Oui, je suis au courant à travers les livres et les études menées par les historiens. Mais je n’ai pas de documents officiels là-dessus.
Est-ce que vous avez des contacts avec des associations en France des enfants de ces gens-là ?
Non, je ne suis pas au courant de l’existence de telles associations. Mais tous les Vietnamiens qui sont regroupés dans des associations pour soutenir le Vietnam, la lutte pour l’indépendance ou bien la construction du pays, ou le développement du Vietnam, tous ces gens ont droit à faire l’objet d’un soutien de notre ambassade.
Même si leur père ou leur grand-père s’est battu contre le mouvement de libération du Vietnam ? Dans les rangs de l’armée française ?
On ne fouille pas dans l’histoire comme ça, ce n’est pas notre travail. Et si des personnes se sont opposés à la lutte du peuple vietnamien pour l’indépendance du Vietnam, c’est à elles de prendre conscience de leurs actes.
Mais là je parle d’hommes qui sont morts aujourd’hui (rires de l’ambassadeur). Et en fait il y a aujourd’hui leurs enfants et leurs petits-enfants qui ont des associations en France, et je sais que le travail de leurs associations…
Nous ne sommes pas historiens. Nous ne travaillons pas sur ces détails.

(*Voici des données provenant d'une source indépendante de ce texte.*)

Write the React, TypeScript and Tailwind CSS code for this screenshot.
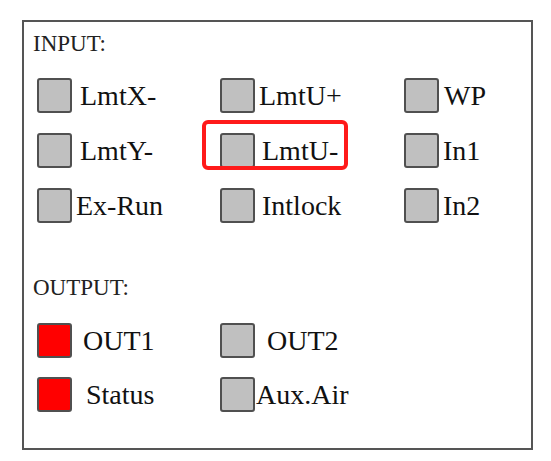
type Item = { label: string; gap: string; on?: boolean };

const inputs: Item[] = [
  { label: "LmtX-", gap: "ml-[8px]" },
  { label: "LmtU+", gap: "ml-[4px]" },
  { label: "WP", gap: "ml-[5px]" },
  { label: "LmtY-", gap: "ml-[8px]" },
  { label: "LmtU-", gap: "ml-[7px]" },
  { label: "In1", gap: "ml-[4px]" },
  { label: "Ex-Run", gap: "ml-[4px]" },
  { label: "Intlock", gap: "ml-[7px]" },
  { label: "In2", gap: "ml-[4px]" },
];

const outputs: Item[] = [
  { label: "OUT1", gap: "ml-[11px]", on: true },
  { label: "OUT2", gap: "ml-[12px]" },
  { label: "Status", gap: "ml-[14px]", on: true },
  { label: "Aux.Air", gap: "ml-[1px]" },
];

function Led({ item }: { item: Item }) {
  return (
    <div className="flex items-center h-[35px]">
      <span
        className={`w-[35px] h-[35px] shrink-0 rounded-[3px] border-2 border-[#505050] ${
          item.on ? "bg-[#ff0000]" : "bg-[#c0c0c0]"
        }`}
      />
      <span className={`${item.gap} text-[28px] leading-none text-[#111]`}>{item.label}</span>
    </div>
  );
}

export default function App() {
  return (
    <div className="w-[551px] h-[461px] bg-white pt-[20px] pl-[22px] font-['Liberation_Serif',serif]">
      <div className="relative w-[511px] h-[430px] border-2 border-[#555] pl-[13px] pt-[10px]">
        <div className="-ml-[4px] text-[23px] leading-none text-[#222]">INPUT:</div>
        <div className="mt-[23px] grid grid-cols-[183px_184px_1fr] gap-y-[20px]">
          {inputs.map((it) => (
            <Led key={it.label} item={it} />
          ))}
        </div>
        <div className="mt-[53px] -ml-[4px] text-[23px] leading-none text-[#222]">OUTPUT:</div>
        <div className="mt-[24px] grid grid-cols-[183px_1fr] gap-y-[19px]">
          {outputs.map((it) => (
            <Led key={it.label} item={it} />
          ))}
        </div>
        {/* highlight around the selected input */}
        <div className="absolute left-[178px] top-[98px] w-[146px] h-[50px] border-4 border-[#ff1a1a] rounded-[6px]" />
      </div>
    </div>
  );
}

Ceux qui viennent pour soutenir le Vietnam aujourd’hui, on les salue.
Pierre Daum
[1] L’intégralité de ce JT est disponible sur https://www.ina.fr/ina-eclaire-actu/video/cab00032556/20-heures-le-journal-emission-du-16-juin-2000. Les propos sur les harkis commencent à 12 minutes et 28 secondes.
[2] « Saïd Barkat le démagogue tient des propos déplorables », Le Monde, 17 septembre 2005.
[3] Voir Pierre Daum, Immigrés de force, les Travailleurs indochinois en France 1939-1952, Arles, Actes Sud 2009. Avec une préface de Gilles Manceron.